安浪:このご質問からはそんなに浮かび上がってきてはいませんが、やはりお金のこともあると思うんですよね。勉強しなくても塾代は月々発生してるわけじゃないですか。お金も時間も潤沢にあるなら、単なる経験としての受験ってすごくいいと思うんです。でもたぶん、お金は親が払って環境は整えているのに勉強やらない、と子どもが言っているのを認めていいのか、それとも経験として是とするのか、そんな葛藤もあるんじゃないでしょうか。

矢萩:なるほど。僕はこの方のご質問で注目したほうがいいなと思うところは「暗記は嫌いだからやらないなど勉強もほとんどやりません」とおっしゃっているところです。ということは暗記じゃないものは何かしら前向きにやっているんだと思うんですよ。ゼロじゃない。そこをもうちょっとわかってあげて、そのなかで嫌いなものはもうやらなくていいけれど、やりたいことはこのテキスト買ってみようか、塾の授業も残そうか、といった調整ができるのであれば、それはありかなと思いますね。
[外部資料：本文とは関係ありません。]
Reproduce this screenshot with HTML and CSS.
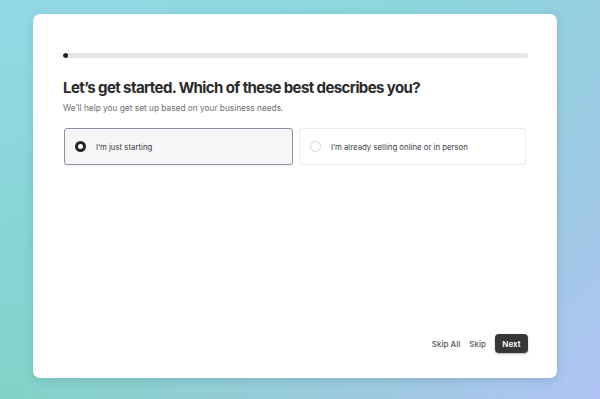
FILE: index.html
```html
<!DOCTYPE html>
<html>
<head>
<meta charset="utf-8">
<link rel="stylesheet" href="styles.css">
</head>
<body>
<div class="stage">
  <div class="card">
    <div class="progress"><div class="progress-fill"></div></div>
    <h1 class="title">Let’s get started. Which of these best describes you?</h1>
    <p class="subtitle">We’ll help you get set up based on your business needs.</p>
    <div class="options">
      <div class="option selected">
        <span class="radio"></span>
        <span class="label">I’m just starting</span>
      </div>
      <div class="option">
        <span class="radio"></span>
        <span class="label">I’m already selling online or in person</span>
      </div>
    </div>
    <div class="footer">
      <span class="link">Skip All</span>
      <span class="link">Skip</span>
      <span class="btn">Next</span>
    </div>
  </div>
</div>
</body>
</html>
```
FILE: styles.css
```css
html, body {
  margin: 0;
  padding: 0;
  width: 600px;
  height: 399px;
  overflow: hidden;
}
body {
  font-family: Inter, "Noto Sans", sans-serif;
  background:
    linear-gradient(135deg, rgba(142,214,228,0) 40%, rgba(176,196,246,1) 100%),
    linear-gradient(160deg, #93d9e6 0%, #86d5d4 45%, #7ecfb5 100%);
}
.stage {
  padding: 14px 43px 21px 33px;
  height: 364px;
}
.card {
  box-sizing: border-box;
  width: 524px;
  height: 364px;
  background: #ffffff;
  border-radius: 7px;
  box-shadow: 0 2px 10px rgba(40, 80, 100, 0.18);
  padding: 39px 29px 25px 30px;
  display: flex;
  flex-direction: column;
}
.progress {
  height: 5px;
  background: #e6e6e6;
  border-radius: 3px;
  overflow: hidden;
}
.progress-fill {
  width: 5px;
  height: 5px;
  background: #222;
  border-radius: 3px;
}
.title {
  margin: 21px 0 0 0;
  font-size: 15px;
  font-weight: 700;
  color: #2a2a2a;
  letter-spacing: -0.6px;
  line-height: 18px;
}
.subtitle {
  margin: 5px 0 0 0;
  font-size: 8.3px;
  color: #6d6d6d;
  line-height: 12px;
}
.options {
  margin-top: 14px;
  display: grid;
  grid-template-columns: 229px 227px;
  gap: 6px;
  padding-left: 1px;
}
.option {
  box-sizing: border-box;
  height: 37px;
  border: 1px solid #ebebeb;
  border-radius: 3px;
  display: flex;
  align-items: center;
  padding-left: 10px;
  background: #fff;
}
.option.selected {
  background: #f6f6f7;
  border: 1px solid #8e8ea4;
  box-shadow: 0 1px 1px rgba(0,0,0,0.06);
}
.radio {
  box-sizing: border-box;
  width: 11px;
  height: 11px;
  border-radius: 50%;
  border: 1px solid #d6d6d6;
  background: #fff;
}
.option.selected .radio {
  border: 3px solid #262626;
}
.label {
  margin-left: 10px;
  font-size: 7.8px;
  color: #3e3e3e;
}
.footer {
  margin-top: auto;
  display: flex;
  justify-content: flex-end;
  align-items: center;
  gap: 9px;
}
.link {
  font-size: 8px;
  font-weight: 500;
  color: #555;
}
.btn {
  background: #373737;
  color: #fff;
  font-size: 8px;
  font-weight: 600;
  border-radius: 4px;
  padding: 0 7.5px;
  height: 19px;
  display: flex;
  align-items: center;
  box-shadow: 0 1px 2px rgba(0,0,0,0.3);
}
```
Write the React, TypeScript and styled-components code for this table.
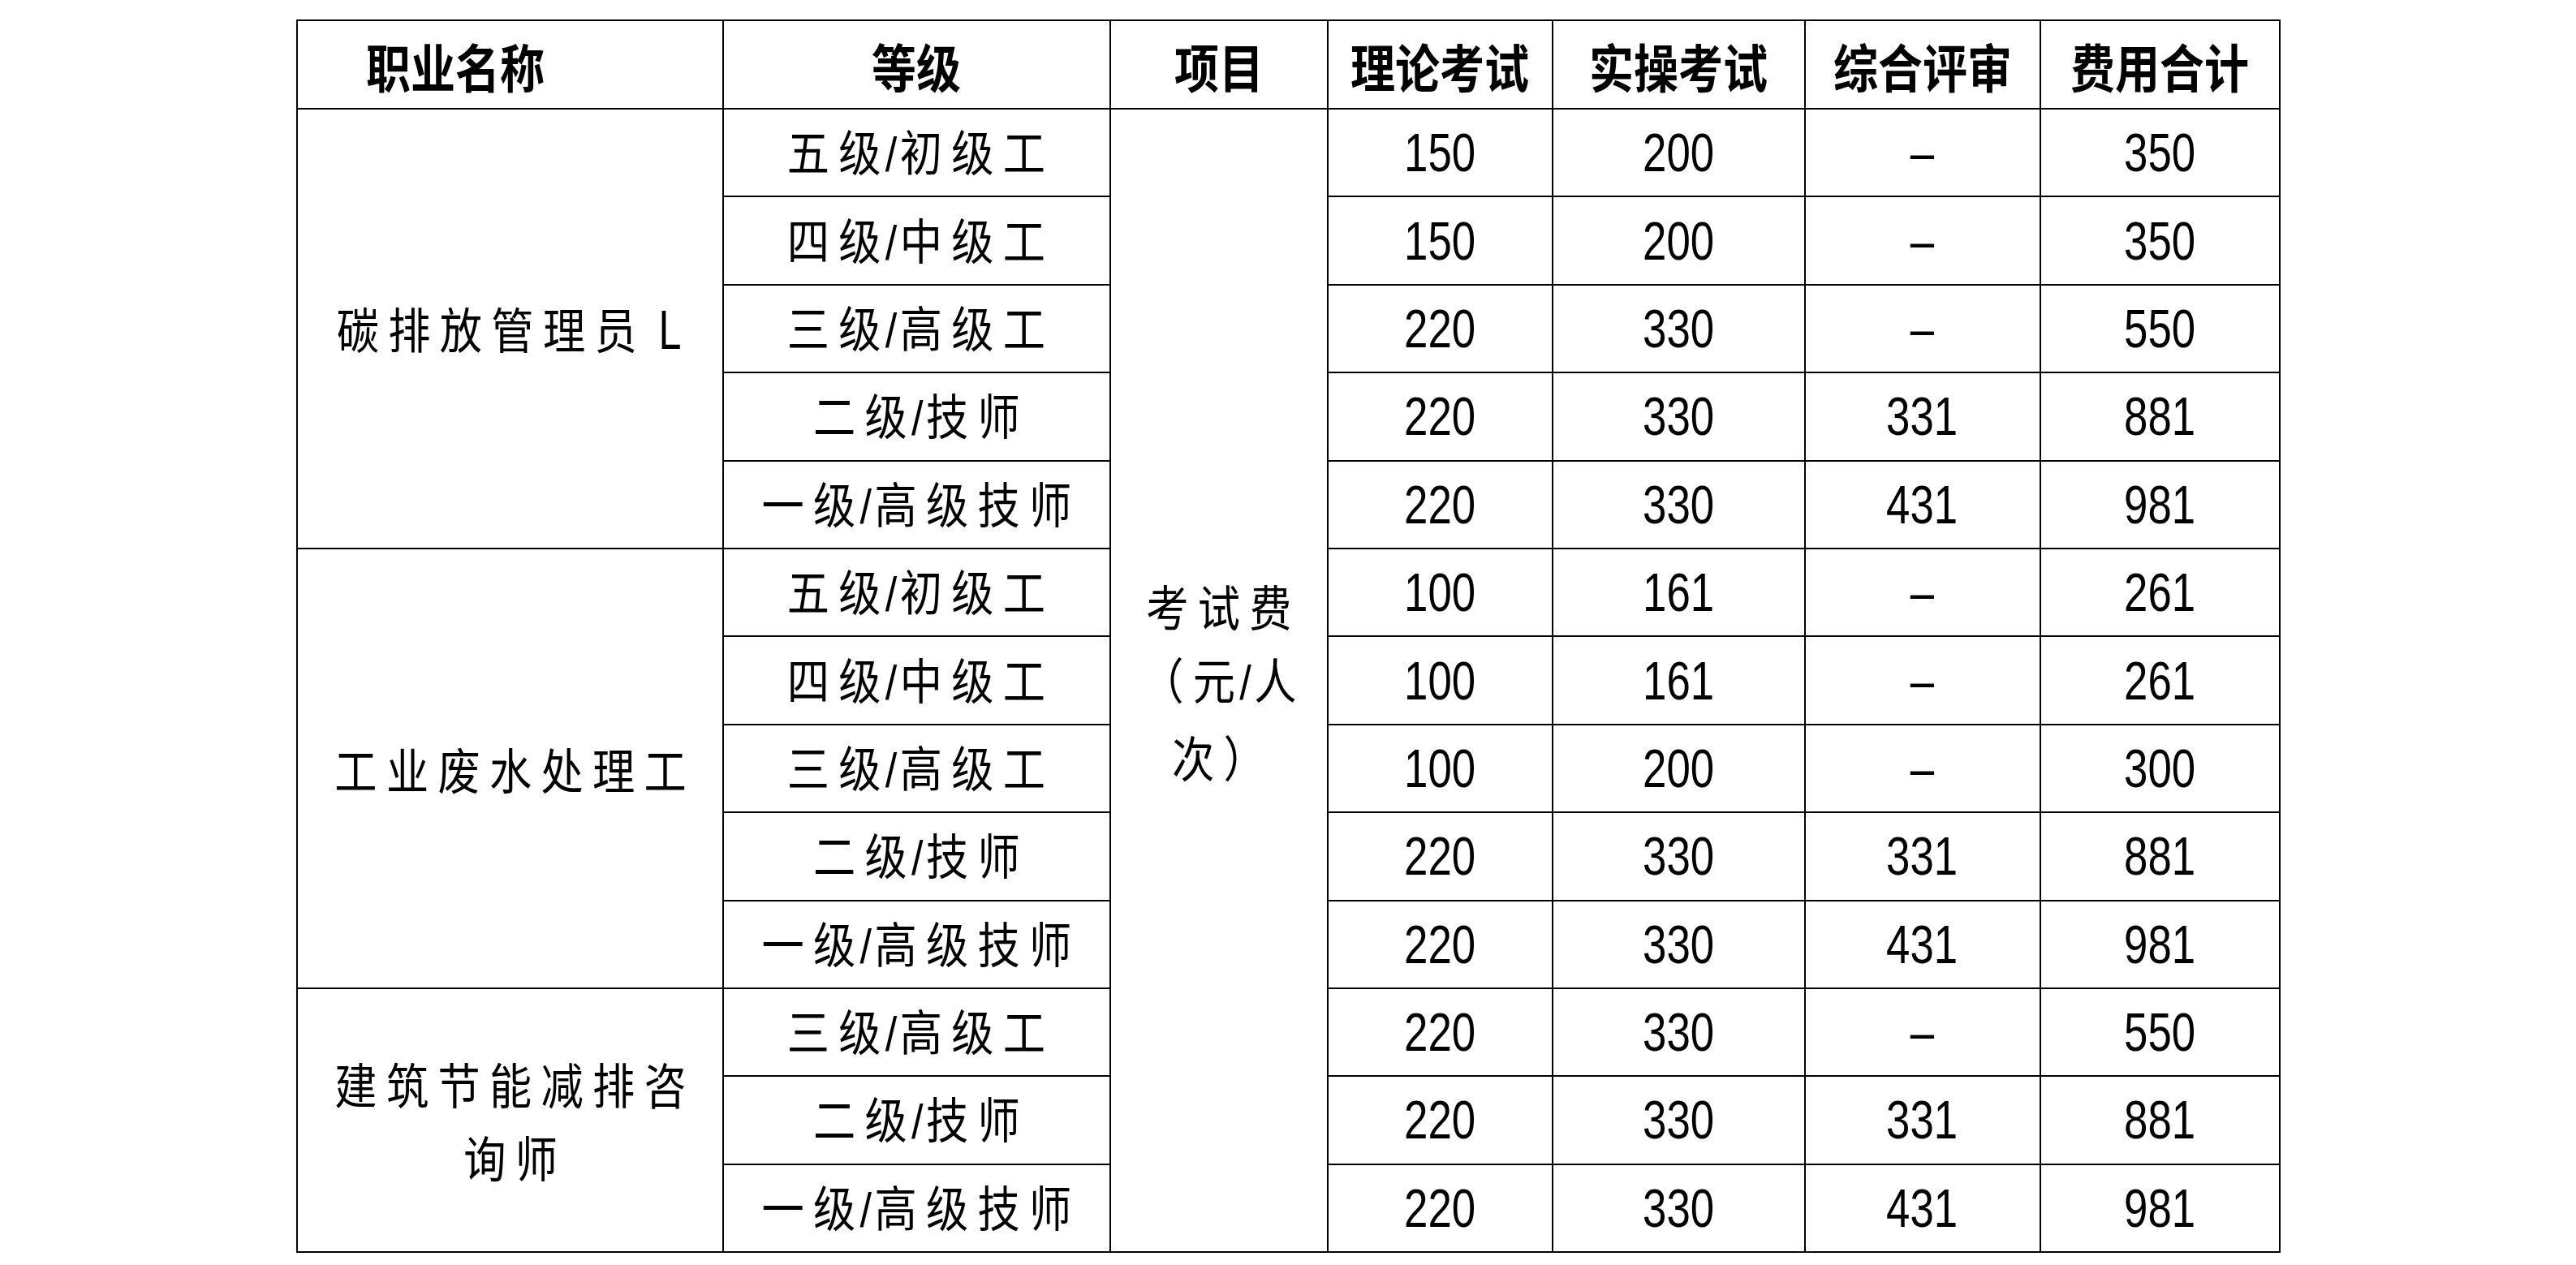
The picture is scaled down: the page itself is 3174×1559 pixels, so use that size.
import React from "react";
import styled, { createGlobalStyle } from "styled-components";

const GlobalStyle = createGlobalStyle`
  html, body {
    margin: 0;
    padding: 0;
    background: #fff;
  }
  body {
    color: #000;
    font-family: "Noto Sans CJK SC", sans-serif;
  }
`;

const Page = styled.div`
  display: flex;
  justify-content: center;
  align-items: flex-start;
  box-sizing: border-box;
  min-height: 1559px;
  padding-top: 24px;
`;

const Table = styled.table`
  border-collapse: collapse;
  table-layout: fixed;
  width: 2443px;
`;

const HeadRow = styled.tr`
  height: 109px;
`;

const BodyRow = styled.tr`
  height: 108.4px;
`;

const HeadCell = styled.th<{ $left?: boolean }>`
  border: 2px solid #000;
  padding: 0 0 0 ${p => (p.$left ? "84px" : "0")};
  text-align: ${p => (p.$left ? "left" : "center")};
  vertical-align: middle;
  font-family: "Noto Sans CJK SC", sans-serif;
  font-weight: 700;
  font-size: 64px;
  line-height: 1;
  white-space: nowrap;
`;

const HeadText = styled.span<{ $left?: boolean }>`
  display: inline-block;
  transform: scaleX(0.86);
  transform-origin: ${p => (p.$left ? "left" : "center")} center;
`;

const TextCell = styled.td`
  border: 2px solid #000;
  padding: 0;
  text-align: center;
  vertical-align: middle;
  font-family: "Noto Sans CJK SC", sans-serif;
  font-weight: 400;
  font-size: 60px;
  line-height: 90px;
`;

const BodyText = styled.span`
  display: inline-block;
  padding-left: 13px;
  letter-spacing: 13px;
  white-space: nowrap;
  transform: scaleX(0.87);
`;

const Slash = styled.span`
  display: inline-block;
  margin: 0 4px 0 -7px;
  letter-spacing: 0;
  font-family: "Liberation Sans", sans-serif;
`;

const Suffix = styled.span`
  display: inline-block;
  margin-left: 14px;
  font-family: "Liberation Sans", sans-serif;
  font-size: 68px;
  font-weight: 300;
  transform: scaleX(0.85);
`;

const NumCell = styled.td`
  border: 2px solid #000;
  padding: 0;
  text-align: center;
  vertical-align: middle;
  font-family: "Liberation Sans", Arial, sans-serif;
  font-size: 66px;
  line-height: 1;
`;

const NumText = styled.span`
  display: inline-block;
  transform: scaleX(0.8);
`;

function withSlash(text: string) {
  const parts = text.split("/");
  return parts.map((part, i) => (
    <React.Fragment key={i}>
      {i > 0 && <Slash>/</Slash>}
      {part}
    </React.Fragment>
  ));
}

type Fee = number | null;
type Level = [string, Fee, Fee, Fee, Fee];

interface Group {
  name: React.ReactNode;
  levels: Level[];
}

const GROUPS: Group[] = [
  {
    name: <>碳排放管理员<Suffix>L</Suffix></>,
    levels: [
      ["五级/初级工", 150, 200, null, 350],
      ["四级/中级工", 150, 200, null, 350],
      ["三级/高级工", 220, 330, null, 550],
      ["二级/技师", 220, 330, 331, 881],
      ["一级/高级技师", 220, 330, 431, 981],
    ],
  },
  {
    name: "工业废水处理工",
    levels: [
      ["五级/初级工", 100, 161, null, 261],
      ["四级/中级工", 100, 161, null, 261],
      ["三级/高级工", 100, 200, null, 300],
      ["二级/技师", 220, 330, 331, 881],
      ["一级/高级技师", 220, 330, 431, 981],
    ],
  },
  {
    name: <>建筑节能减排咨<br />询师</>,
    levels: [
      ["三级/高级工", 220, 330, null, 550],
      ["二级/技师", 220, 330, 331, 881],
      ["一级/高级技师", 220, 330, 431, 981],
    ],
  },
];

const HEADERS = ["职业名称", "等级", "项目", "理论考试", "实操考试", "综合评审", "费用合计"];
const COL_WIDTHS = [525, 477, 268, 277, 311, 290, 295];
const TOTAL_ROWS = GROUPS.reduce((n, g) => n + g.levels.length, 0);

export default function App() {
  return (
    <>
      <GlobalStyle />
      <Page>
        <Table>
          <colgroup>
            {COL_WIDTHS.map((w, i) => (
              <col key={i} style={{ width: w }} />
            ))}
          </colgroup>
          <thead>
            <HeadRow>
              {HEADERS.map((h, i) => (
                <HeadCell key={h} $left={i === 0}>
                  <HeadText $left={i === 0}>{h}</HeadText>
                </HeadCell>
              ))}
            </HeadRow>
          </thead>
          <tbody>
            {GROUPS.map((group, gi) =>
              group.levels.map((level, li) => {
                const [grade, ...fees] = level;
                return (
                  <BodyRow key={`${gi}-${li}`}>
                    {li === 0 && (
                      <TextCell rowSpan={group.levels.length}>
                        <BodyText>{group.name}</BodyText>
                      </TextCell>
                    )}
                    <TextCell>
                      <BodyText>{withSlash(grade)}</BodyText>
                    </TextCell>
                    {gi === 0 && li === 0 && (
                      <TextCell rowSpan={TOTAL_ROWS}>
                        <BodyText>
                          考试费
                          <br />
                          （元{withSlash("/")[1]}人
                          <br />
                          次）
                        </BodyText>
                      </TextCell>
                    )}
                    {fees.map((fee, fi) => (
                      <NumCell key={fi}>
                        <NumText>{fee === null ? "–" : fee}</NumText>
                      </NumCell>
                    ))}
                  </BodyRow>
                );
              })
            )}
          </tbody>
        </Table>
      </Page>
    </>
  );
}
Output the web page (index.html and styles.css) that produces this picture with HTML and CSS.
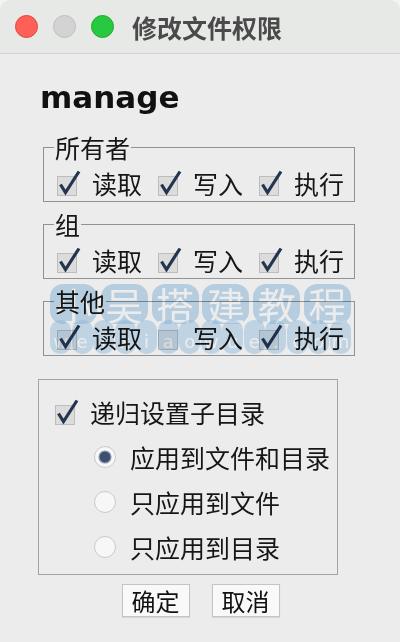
FILE: index.html
```html
<!DOCTYPE html>
<html lang="zh">
<head>
<meta charset="utf-8">
<title>修改文件权限</title>
<link rel="stylesheet" href="styles.css">
</head>
<body>
<div class="window">
  <div class="titlebar">
    <span class="light red"></span>
    <span class="light gray"></span>
    <span class="light green"></span>
    <span class="title">修改文件权限</span>
  </div>
  <div class="content">
    <h1 class="name">manage</h1>

    <fieldset class="group">
      <legend>所有者</legend>
      <div class="row">
        <span class="cb"><svg class="box" viewBox="0 0 24 26"><rect class="sq" x="0.5" y="6.5" width="19" height="19"/><path class="tick" d="M3.5 14.5 L8.5 22.5 L22 1.5"/></svg>读取</span>
        <span class="cb"><svg class="box" viewBox="0 0 24 26"><rect class="sq" x="0.5" y="6.5" width="19" height="19"/><path class="tick" d="M3.5 14.5 L8.5 22.5 L22 1.5"/></svg>写入</span>
        <span class="cb"><svg class="box" viewBox="0 0 24 26"><rect class="sq" x="0.5" y="6.5" width="19" height="19"/><path class="tick" d="M3.5 14.5 L8.5 22.5 L22 1.5"/></svg>执行</span>
      </div>
    </fieldset>

    <fieldset class="group">
      <legend>组</legend>
      <div class="row">
        <span class="cb"><svg class="box" viewBox="0 0 24 26"><rect class="sq" x="0.5" y="6.5" width="19" height="19"/><path class="tick" d="M3.5 14.5 L8.5 22.5 L22 1.5"/></svg>读取</span>
        <span class="cb"><svg class="box" viewBox="0 0 24 26"><rect class="sq" x="0.5" y="6.5" width="19" height="19"/><path class="tick" d="M3.5 14.5 L8.5 22.5 L22 1.5"/></svg>写入</span>
        <span class="cb"><svg class="box" viewBox="0 0 24 26"><rect class="sq" x="0.5" y="6.5" width="19" height="19"/><path class="tick" d="M3.5 14.5 L8.5 22.5 L22 1.5"/></svg>执行</span>
      </div>
    </fieldset>

    <fieldset class="group">
      <legend>其他</legend>
      <div class="row">
        <span class="cb"><svg class="box" viewBox="0 0 24 26"><rect class="sq" x="0.5" y="6.5" width="19" height="19"/><path class="tick" d="M3.5 14.5 L8.5 22.5 L22 1.5"/></svg>读取</span>
        <span class="cb"><svg class="box" viewBox="0 0 24 26"><rect class="sq" x="0.5" y="6.5" width="19" height="19"/></svg>写入</span>
        <span class="cb"><svg class="box" viewBox="0 0 24 26"><rect class="sq" x="0.5" y="6.5" width="19" height="19"/><path class="tick" d="M3.5 14.5 L8.5 22.5 L22 1.5"/></svg>执行</span>
      </div>
    </fieldset>

    <div class="recursive">
      <div class="opt"><svg class="box" viewBox="0 0 24 26"><rect class="sq" x="0.5" y="6.5" width="19" height="19"/><path class="tick" d="M3.5 14.5 L8.5 22.5 L22 1.5"/></svg>递归设置子目录</div>
      <div class="opt radio"><svg class="rd" viewBox="0 0 24 24"><circle class="ring" cx="12" cy="12" r="10.5"/><circle class="dot" cx="12" cy="12" r="6"/></svg>应用到文件和目录</div>
      <div class="opt radio"><svg class="rd" viewBox="0 0 24 24"><circle class="ring" cx="12" cy="12" r="10.5"/></svg>只应用到文件</div>
      <div class="opt radio"><svg class="rd" viewBox="0 0 24 24"><circle class="ring" cx="12" cy="12" r="10.5"/></svg>只应用到目录</div>
    </div>

    <div class="buttons">
      <button class="btn">确定</button>
      <button class="btn">取消</button>
    </div>
  </div>

  <div class="watermark">
    <div class="wm-top"><span>小</span><span>吴</span><span>搭</span><span>建</span><span>教</span><span>程</span></div>
    <div class="wm-bottom"><span>w</span><span>e</span><span>i</span><span>x</span><span>i</span><span>a</span><span>o</span><span>w</span><span>u</span><span>e</span><span>.</span><span>c</span><span>o</span><span>m</span></div>
  </div>
</div>
</body>
</html>
```

FILE: styles.css
```css
html {
  background: #f4f4f4;
}
body {
  margin: 0;
  font-family: "Noto Sans CJK SC", "Noto Sans", sans-serif;
  color: #161616;
}
.window {
  position: relative;
  width: 400px;
  height: 642px;
  overflow: hidden;
  background: #ececec;
  border-radius: 10px 10px 0 0;
}
.titlebar {
  height: 53px;
  display: flex;
  align-items: center;
  padding-left: 15px;
  background: #e7e9e7;
  border-bottom: 1px solid #d2d2d2;
}
.light {
  width: 23px;
  height: 23px;
  border-radius: 50%;
  box-sizing: border-box;
  margin-right: 15px;
}
.red { background: #fe5f57; border: 1px solid #e2463f; }
.gray { background: #d2d3d2; border: 1px solid #bfc0bf; }
.green { background: #28c840; border: 1px solid #1dad2b; margin-right: 18px; }
.title {
  font-size: 25px;
  font-weight: 700;
  color: #4a4a4a;
  line-height: 30px;
}
.content {
  display: flex;
  flex-direction: column;
}
.name {
  margin: 25px 0 0 40px;
  font-family: "DejaVu Sans", sans-serif;
  font-weight: 700;
  font-size: 31px;
  line-height: 36px;
  color: #111;
}
.group {
  margin: 9px 0 0 43px;
  padding: 0;
  width: 312px;
  height: 68px;
  box-sizing: border-box;
  min-width: 0;
  border: 1px solid #929292;
}
.group:first-of-type {
  margin-top: 19px;
}
.group legend {
  margin-left: 10px;
  padding: 0 1px;
  font-size: 25px;
  line-height: 26px;
}
.row {
  display: flex;
  align-items: center;
  height: 41px;
  box-sizing: border-box;
  padding: 4px 0 0 13px;
  gap: 16px;
  font-size: 25px;
  line-height: 28px;
}
.cb {
  display: flex;
  align-items: center;
}
.box {
  width: 24px;
  height: 26px;
  margin-right: 11px;
  flex: none;
}
.sq {
  fill: #dcdcdc;
  stroke: #bdbdbd;
  stroke-width: 1;
}
.tick {
  fill: none;
  stroke: #23354f;
  stroke-width: 3.2;
  stroke-linejoin: miter;
}
.recursive {
  margin: 23px 0 0 38px;
  width: 300px;
  height: 196px;
  box-sizing: border-box;
  border: 1px solid #a3a3a3;
  padding: 9px 0 0 16px;
  display: flex;
  flex-direction: column;
}
.opt {
  height: 45px;
  display: flex;
  align-items: center;
  font-size: 25px;
  line-height: 28px;
}
.opt .box {
  margin-right: 11px;
}
.radio {
  padding-left: 38px;
}
.rd {
  width: 24px;
  height: 24px;
  margin-right: 13px;
  flex: none;
}
.ring {
  fill: #f7f7f7;
  stroke: #cacaca;
  stroke-width: 1;
}
.dot {
  fill: #3d5070;
  stroke: #8b99b0;
  stroke-width: 1.2;
}
.buttons {
  display: flex;
  justify-content: center;
  gap: 22px;
  margin-top: 9px;
  padding-left: 1px;
}
.btn {
  width: 68px;
  height: 33px;
  padding: 0;
  border: 1px solid #c4c4c4;
  background: #f9f9f9;
  box-shadow: 0 1px 1px rgba(0,0,0,0.08);
  font-family: "Noto Sans CJK SC", sans-serif;
  font-size: 24px;
  line-height: 30px;
  color: #111;
}
.watermark {
  position: absolute;
  left: 50px;
  top: 284px;
  width: 301px;
  pointer-events: none;
  mix-blend-mode: multiply;
}
.wm-top {
  display: flex;
  justify-content: space-between;
}
.wm-top span {
  width: 47px;
  height: 40px;
  border-radius: 13px;
  background: rgba(150, 195, 232, 0.55);
  color: #ffffff;
  font-size: 38px;
  line-height: 40px;
  text-align: center;
}
.wm-bottom {
  display: flex;
  justify-content: space-between;
  margin-top: -4px;
}
.wm-bottom span {
  width: 21px;
  height: 34px;
  border-radius: 10px;
  background: rgba(150, 195, 232, 0.45);
  color: #ffffff;
  font-family: "DejaVu Sans", sans-serif;
  font-size: 18px;
  line-height: 44px;
  text-align: center;
}
```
安浪:中学受験って子どもによってすごく成長の度合いが違うから、本当にタイミングだと思います。受験やめない、って言っている息子さんの本心もどこにあるかちょっとわからないですしね。偏差値35っていうことはたぶん塾の授業についていけてなくて、宿題も1人でできない状態だと思うんです。そもそもどうやって勉強していいのかわからないのかもしれない。ですから本人が本当は勉強ができるようになりたいと思っているなら、今からでもイチからそこをちゃんと教えてあげないとダメなんですよ。息子さんを1時間ぐらい貸していただいたら、じっくり本音を聞き出せるのに、と思います(笑)。

塾に来ていること自体「えらい」

矢萩:僕も昔、大手塾で下位クラスを担当していたことがあるのですが、そういうクラスの子たちって確かにガリガリやってる子に比べたら全然ノートも取らないし、授業中に遊び始めたり、ということもあるのですが、その子なりに頑張ってるな、と思うことも多かったんです。問いかけに対して考えたり、自分なりに意見を言ってみたり。問題は解けていないかもしれないけれど、全くやってない、ゼロの子なんてほとんど見ませんでした。本当は受験する時期も今じゃないのかもしれないのに頑張っているな、塾に来ていること自体えらいな、と思っていました。そういうところも評価してあげてほしいです。